The Higher Powers Rom.13:1-7 CLICK TITLE FOR AUDIO
As Christians, we are to be subject unto the higher powers. Even though our king is Jesus and our Lord is God we are to submit ourselves to every ordinance of man. This passage tells us why. Higher powers are ordained of God [Rom 13:1]. He’s the one who ordered them; he’s the one who establishes them. Their power comes from God. They are the ministers of God [Rom 13:4, 6].

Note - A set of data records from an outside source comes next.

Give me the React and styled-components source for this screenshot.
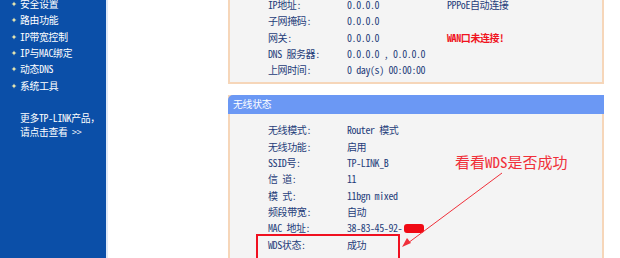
import React from "react";
import styled, { createGlobalStyle } from "styled-components";

const GlobalStyle = createGlobalStyle`
  html, body {
    margin: 0;
    padding: 0;
    background: #ffffff;
    overflow: hidden;
  }
  body {
    font-family: "Noto Sans Mono CJK SC", "Noto Sans CJK SC", monospace;
    font-size: 10px;
  }
`;

const Page = styled.div`
  display: flex;
  width: 620px;
  height: 258px;
  overflow: hidden;
`;

const Sidebar = styled.div`
  width: 106px;
  flex-shrink: 0;
  background: #0b4fa8;
  border-right: 2px solid #dfe9f7;
  color: #ffffff;
  display: flex;
  flex-direction: column;
`;

const Menu = styled.ul`
  list-style: none;
  margin: -4px 0 0;
  padding: 0 0 0 11px;
`;

const MenuItem = styled.li`
  display: flex;
  align-items: center;
  gap: 3px;
  height: 16.3px;
  line-height: 16px;
  white-space: nowrap;
  font-size: 9.8px;
  letter-spacing: -0.2px;
`;

const Bullet = styled.svg`
  width: 6px;
  height: 6px;
  flex-shrink: 0;
`;

const MoreLink = styled.div`
  margin: 17px 0 0 20px;
  line-height: 14px;
  font-size: 9.8px;
  letter-spacing: -0.3px;
  white-space: nowrap;
`;

const Main = styled.div`
  flex: 1;
  padding-left: 120px;
  display: flex;
  flex-direction: column;
`;

// top panel is cut off by the window, hence the negative offset
const Panel = styled.div`
  position: relative;
  width: 372px;
  background: #f4f4f4;
  border: 2px solid #f6d6b9;
  margin-top: ${(p) => p.$top || 0}px;
  padding: ${(p) => (p.$header ? "0 0 8px" : "8px 0 4px")};
`;

const Header = styled.div`
  height: 19px;
  margin: -2px -2px 8px;
  padding-left: 5px;
  background: #6b98f4;
  border-radius: 5px 0 0 0;
  color: #ffffff;
  line-height: 19px;
  font-size: 9.8px;
  letter-spacing: -0.2px;
`;

const Row = styled.div`
  display: grid;
  grid-template-columns: 79px 100px 1fr;
  height: 16.3px;
  line-height: 16px;
  padding-left: 38px;
  white-space: nowrap;
  font-size: 10px;
  letter-spacing: -0.4px;
`;

const Cell = styled.span`
  color: ${(p) => (p.$alert ? "#f0141e" : "#1f3d7a")};
  font-weight: ${(p) => (p.$alert ? 700 : 400)};
`;

const MarkBox = styled.div`
  position: absolute;
  left: 26px;
  top: 137px;
  width: 140px;
  height: 24px;
  border: 2px solid #f01020;
`;

const Blot = styled.div`
  position: absolute;
  left: 174px;
  top: 127px;
  width: 20px;
  height: 9px;
  border-radius: 3px;
  background: #f00a14;
`;

const Note = styled.div`
  position: absolute;
  left: 225px;
  top: 56px;
  color: #f0303a;
  font-size: 15px;
  line-height: 18px;
  white-space: nowrap;
`;

const Arrow = styled.svg`
  position: absolute;
  left: 0;
  top: 0;
  width: 372px;
  height: 170px;
  pointer-events: none;
`;

const menu = ["安全设置", "路由功能", "IP带宽控制", "IP与MAC绑定", "动态DNS", "系统工具"];

const wanRows = [
  ["IP地址:", "0.0.0.0", "PPPoE自动连接"],
  ["子网掩码:", "0.0.0.0", ""],
  ["网关:", "0.0.0.0", "WAN口未连接!"],
  ["DNS 服务器:", "0.0.0.0 , 0.0.0.0", ""],
  ["上网时间:", "0 day(s) 00:00:00", ""],
];

const wlanRows = [
  ["无线模式:", "Router 模式"],
  ["无线功能:", "启用"],
  ["SSID号:", "TP-LINK_B"],
  ["信 道:", "11"],
  ["模 式:", "11bgn mixed"],
  ["频段带宽:", "自动"],
  ["MAC 地址:", "38-83-45-92-"],
  ["WDS状态:", "成功"],
];

const App = () => {
  return (
    <>
      <GlobalStyle />
      <Page>
        <Sidebar>
          <Menu>
            {menu.map((m) => (
              <MenuItem key={m}>
                <Bullet viewBox="0 0 6 6">
                  <path d="M3 0.5 L3.8 2.2 L5.5 3 L3.8 3.8 L3 5.5 L2.2 3.8 L0.5 3 L2.2 2.2 Z" fill="#f3eeb0" />
                </Bullet>
                {m}
              </MenuItem>
            ))}
          </Menu>
          <MoreLink>
            更多TP-LINK产品，
            <br />
            请点击查看 &gt;&gt;
          </MoreLink>
        </Sidebar>
        <Main>
          <Panel $top={-13}>
            {wanRows.map(([a, b, c]) => (
              <Row key={a}>
                <Cell>{a}</Cell>
                <Cell>{b}</Cell>
                <Cell $alert={c.startsWith("WAN")}>{c}</Cell>
              </Row>
            ))}
          </Panel>
          <Panel $top={11} $header>
            <Header>无线状态</Header>
            {wlanRows.map(([a, b]) => (
              <Row key={a}>
                <Cell>{a}</Cell>
                <Cell>{b}</Cell>
              </Row>
            ))}
            <Blot />
            <MarkBox />
            <Note>看看WDS是否成功</Note>
            <Arrow viewBox="0 0 372 170">
              <line x1="272" y1="76" x2="178" y2="146" stroke="#f0303a" strokeWidth="1" />
              <path d="M172 150 L177 141 L181 146 Z" fill="#f0303a" />
            </Arrow>
          </Panel>
        </Main>
      </Page>
    </>
  );
};

export default App;
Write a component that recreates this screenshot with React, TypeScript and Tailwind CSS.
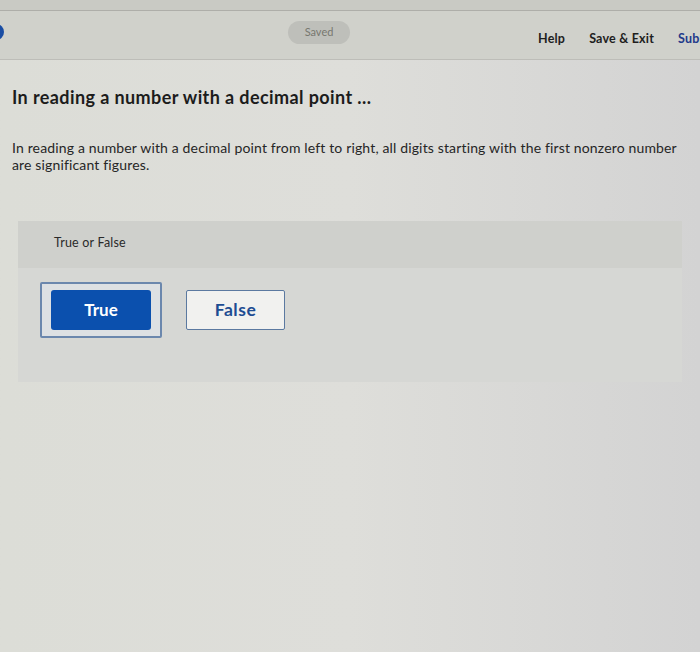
const FONT = { fontFamily: 'Lato, "Open Sans", sans-serif' }

function TopBar() {
  return (
    <div className="relative overflow-hidden whitespace-nowrap">
      <div className="h-[11px] border-b border-[#aeaea9] bg-[#c9cac4]" />
      <div className="flex h-[49px] items-start border-b border-[#bdbdb8] bg-[#d0d1cb]">
        <span className="absolute left-[-12px] top-[24px] h-[16px] w-[16px] rounded-full bg-[#1a4da3]" />
        <div className="ml-[288px] mt-[10px] flex h-[23px] w-[62px] shrink-0 items-center justify-center rounded-full bg-[#bebfba] text-[11px] text-[#77776f]">
          Saved
        </div>
        <nav className="ml-[188px] mt-[19px] flex shrink-0 gap-[24px] text-[12.5px] font-bold tracking-[0.2px] text-[#1e1e1e]">
          <span>Help</span>
          <span>Save &amp; Exit</span>
          <span className="text-[#22398a]">Submit</span>
        </nav>
      </div>
    </div>
  )
}

function TrueFalse() {
  return (
    <section className="ml-[18px] mt-[48px] w-[664px] bg-[#d6d7d4]">
      <div className="flex h-[47px] items-center bg-[#cfd0cc] pl-[36px] pb-[2px] text-[12.5px] tracking-[0.2px] text-[#2a2a2a]">
        True or False
      </div>
      <div className="flex h-[114px] items-start gap-[24px] pl-[22px] pt-[14px]">
        <div className="rounded-[2px] border-2 border-[#6b87ad] bg-[#dde0e3] px-[9px] py-[6px]">
          <button className="h-[40px] w-[100px] rounded-[3px] bg-[#0b50ae] text-[17px] font-bold text-white">
            True
          </button>
        </div>
        <button className="mt-[8px] h-[40px] w-[99px] rounded-[2px] border border-[#5b79a0] bg-[#f1f1ef] text-[17.5px] font-bold tracking-[0.5px] text-[#1d4c92]">
          False
        </button>
      </div>
    </section>
  )
}

export default function App() {
  return (
    <div
      className="h-[652px] w-[700px] overflow-hidden bg-linear-to-r from-[#dcddd7] via-[#dededa] to-[#d3d3d3]"
      style={FONT}
    >
      <TopBar />
      <h1 className="ml-[12px] mt-[26px] text-[18px] font-bold leading-[22px] tracking-[0.4px] text-[#1c1c1c]">
        In reading a number with a decimal point ...
      </h1>
      <p className="ml-[12px] mr-[8px] mt-[31px] text-[14px] leading-[17px] tracking-[0.15px] text-[#262626]">
        In reading a number with a decimal point from left to right, all digits starting with the first nonzero number
        are significant figures.
      </p>
      <TrueFalse />
    </div>
  )
}
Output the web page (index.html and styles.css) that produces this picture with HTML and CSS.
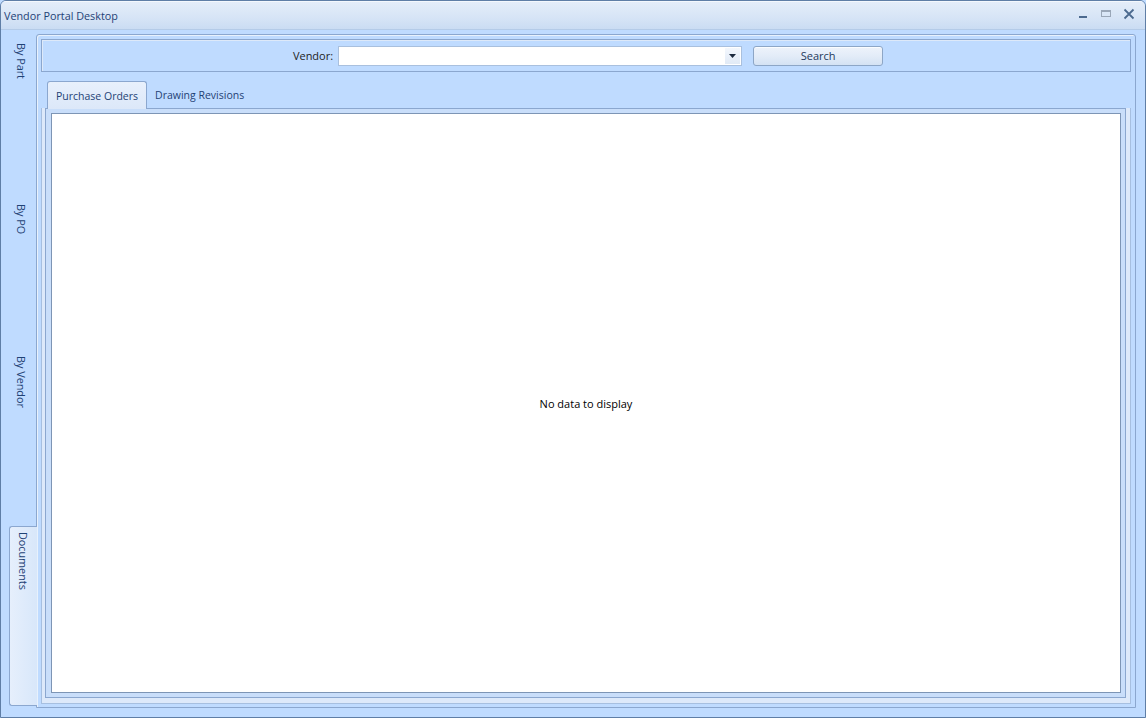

We are to be subject unto the higher powers because the higher powers:
Condemn your resistance – Rom 13:2 – God’s ministers have the power to fine you, punish you and imprison you for disobeying their ordinances. When you disobey, you are disobeying the ordinance of God.
Threaten your evil works – Rom 13:3 – the purpose of their power and their ability to condemn you is to keep you from doing things that are harmful to others and to society in general.
Praise your good works – Rom 13:3 – when the higher powers are not corrupt you never run into trouble with them for doing the right thing. Some people are even recognized with distinction for being good, law-abiding citizens.
Minister to you for good – Rom 13:4 – law enforcement officers and courts help to protect those who are doing right from harm caused by those who are doing wrong. Prov 16:10, “A divine sentence is in the lips of the king.”
Execute wrath upon the evil – Rom 13:4 – law enforcement officers carry weapons and are trained and authorized to kill people when deadly force is required. Courts have the power to sentence certain crimes with capital punishment.
Wherefore, we are subject to the higher powers for the sake of:
Wrath – Rom 13:5 – law enforcement officers and judges can punish you for wrongdoing; their punishment, in part, is designed to be a deterrent to crime.
Conscience – Rom 13:5 – your conscience is “toward God,” [1 Pet 2:19]. God gave you your conscience as a “law,” [Rom 2:15]. Your conscience should be sharp enough to guide you to keep the ordinances of man because they are good for you. You should want to do the right thing because it’s the right thing to do and because it pleases God.
Therefore, we owe the higher powers:
Tribute – Rom 13:6-7 – those who are in law enforcement and those who are in the judiciary are entitled to be paid by the people they serve. Jesus said in Lk 20:25, “Render therefore unto Caesar the things which be Caesar’s…”
Dues – Rom 13:7 – those are whatsoever they are due, whether tribute, custom, fear or honour.
Custom – Rom 13:7 – we are to pay duties, fees, taxes and other charges.
Fear – Rom 13:7 – we are to fear God and fear our “masters,” [1 Pet 2:17-18].
Honour – Rom 13:7 – we are to “honour the king,” [1 Pet 2:17]. Ex 22:28 you are not to curse the ruler of your people [Paul quoted this in Acts 23:5].
Conclusion: Higher powers often go awry, but not always [Neh 2:1-6; Ezra 1:1-4; Dan 6:1-3]. But remember that higher powers are base and are typically chosen by God for his purposes [Dan 4:17; Ps 75:6-7]. Pharaoh [Rom 9:17], Nebuchadnezzar [Jer 25:9], and Pilate [Jn 19:10-11] are all good examples of base men in positions of authority who accomplished God’s will. In spite of who is “in charge” we are to be subject unto them and their ordinances [1 Pet 2:13-23].
In the United States we are seeing several bad trends that are contrary to this passage in Romans. The “rulers” are becoming a terror to good works and not to the evil [Is 5:20-23]. There is conflict between law enforcement and the courts for crimes like drug possession and trafficking. And law enforcement is being maligned for executing wrath on those that do evil. As men lose their fear of God and lose their respect for authority, they drift toward anarchy until they are eventually ruled by tyrants.